Heedless of the holidays, we cast a wide net in our final shows of the year and brought in a very mixed haul. This post covers our tracks for December 6; the playlist is available on Apple Music. Our selections for December 27 are the subject of my next post, which is imminent. Stay tuned!
A clean sweep--top picks all...
Voices in the Wilderness (Bright Shiny Things 2020)
Elizabeth Bates, Clifton Massey, Nils Neubert, Steven Hrycelak; Christon Dylan Herbert, music director
- Herzog unserer Seligkeiten
- Wann Gott sein Zion lösen wird
- Formier, mein Töpfer
A cappella hymns by members of the eighteenth-century celibate community of Ephrata Cloister in Lancaster Country, Pennsylvania.

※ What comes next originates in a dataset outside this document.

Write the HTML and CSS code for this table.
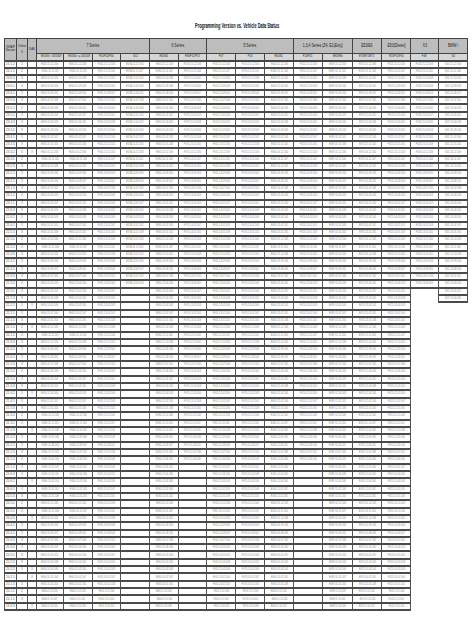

As to harmony and counterpoint, the invention of the German immigrant Johann Conrad Beissel and his followersis homespun (you were expecting maybe Thomas Tallis? Palestrina?). Yet these ardent performances hit home, especially where the lambent soprano line beams in the empyrean over the rock-solid, jet-black bass. Aside: Readers of Thomas Mann's spell-binding Doctor Faustus: The Life of the German Composer Adrian Leverkühn, Told by a Friend, may remember that the hero has quite a bit to say about Beissel's technique. Yet opportunities to hear his music and that of his coreligionists are rare in the extreme. I've been waiting for this album ever since I read Mann's novel, over three decades ago.
*
Frederic Rzewski: Songs of Insurrection (Coviello Classics 2020)
Thomas Kotcheff, piano
- No. 1, Die Moorsoldaten (Germany)
- No. 6, Los Cuatro Generales (Spain)
Though a well-nigh definitive interpreter of his own politically supercharged, pianistically encyclopedic keyboard catalogue, Frederic Rzewski encourages a spirit of independent adventure in his disciples, among whom the youthful Thomas Kotcheff claims a place of honor with this first commercial recording of the composer's recent suite. So much so, that the album comes blurbed by the composer. "Superb," Rzewski declares, adding that he loves Kotcheff's improvisations. Roger that.
*
Bestiary on Ivory: Music from the Animal Kingdom (Bridge 2020)
Hsiang Tu, piano
- William Bolcom, 3 Popular Rags: No. 2, Tabby Cat Walk
- Franz Liszt, 2 Légendes, S. 175: No. 1, St. Francis of Assisi's Sermon to the Birds
- Béla Bartók, Mikrokosmos, Sz. 107, Vol. 6: From the Diary of a Fly
To his brilliantly curated program, the Taiwan-born Hsiang Tu brings magisterial chops and fabulous flair in pictorial and acoustic nuance. In the Bolcom vignette, he evokes a pianola, while the Liszt opens out with organlike majesty. The Bartók tiptoes in curiously "spidery" fashion; is the fly in question a fly that got away?
*
Carnival (Decca 2020)
The Kanneh-Masons, Michael Morpurgo & Olivia Colman
From Camille Saint-Saëns, Carnival of the Animals
- Introduction and Royal March of the Lion
- The Swan (Narration), Olivia Colman
- The Swan
The masterly young cellist Skeku Kanneh-Mason shot onto the world's radar playing that pensive solo at the church where Prince Harry tied the knot with Meghan Markle. This album finds Sheku's large and talented brood of siblings riding his coattails onto the charts. The Introduction and Royal March of the Lion comes off with Oriental zing and zest to spare. One hopes for stardust from the arresting Olivia Colman (Queen Anne in "The Favourite" Queen Elizabeth in seasons 3 and 4 of "The Crown"), but in truth her fascination is lost on mere snippets. Sheku glides through the cantilena known to balletomanes from "The Dying Swan" at a clip Anna Pavlova and her innumerable followers might wish to rein in, but that's fine. Their job is to dance, to linger, perchance to dream; his is to make it sing.
*
Unfinished business
David Hertzberg, The Rose Elf (Meyer Media LLC 2020)
Robert Kahn, Sydney Mancasola & Samantha Hankey
- Part I, "Rose—beautiful, blooming rose!"
- Part I, "The tale you tell"
- Part II, "I cannot leave her... Drift, darling, drift"
The story, after Andersen after Boccaccio, tingles the spine. Unfortunately, for unknown reasons, we could barely make out the singers' voices. The orchestral fabric, however, shimmered and glistened and tingled like Richard Strauss at his most delirious (think Die Ägyptische Helena), exerting an undertow of fascination hard to resist. Technology failed us, David. We couldn't do you justice. We'll try again.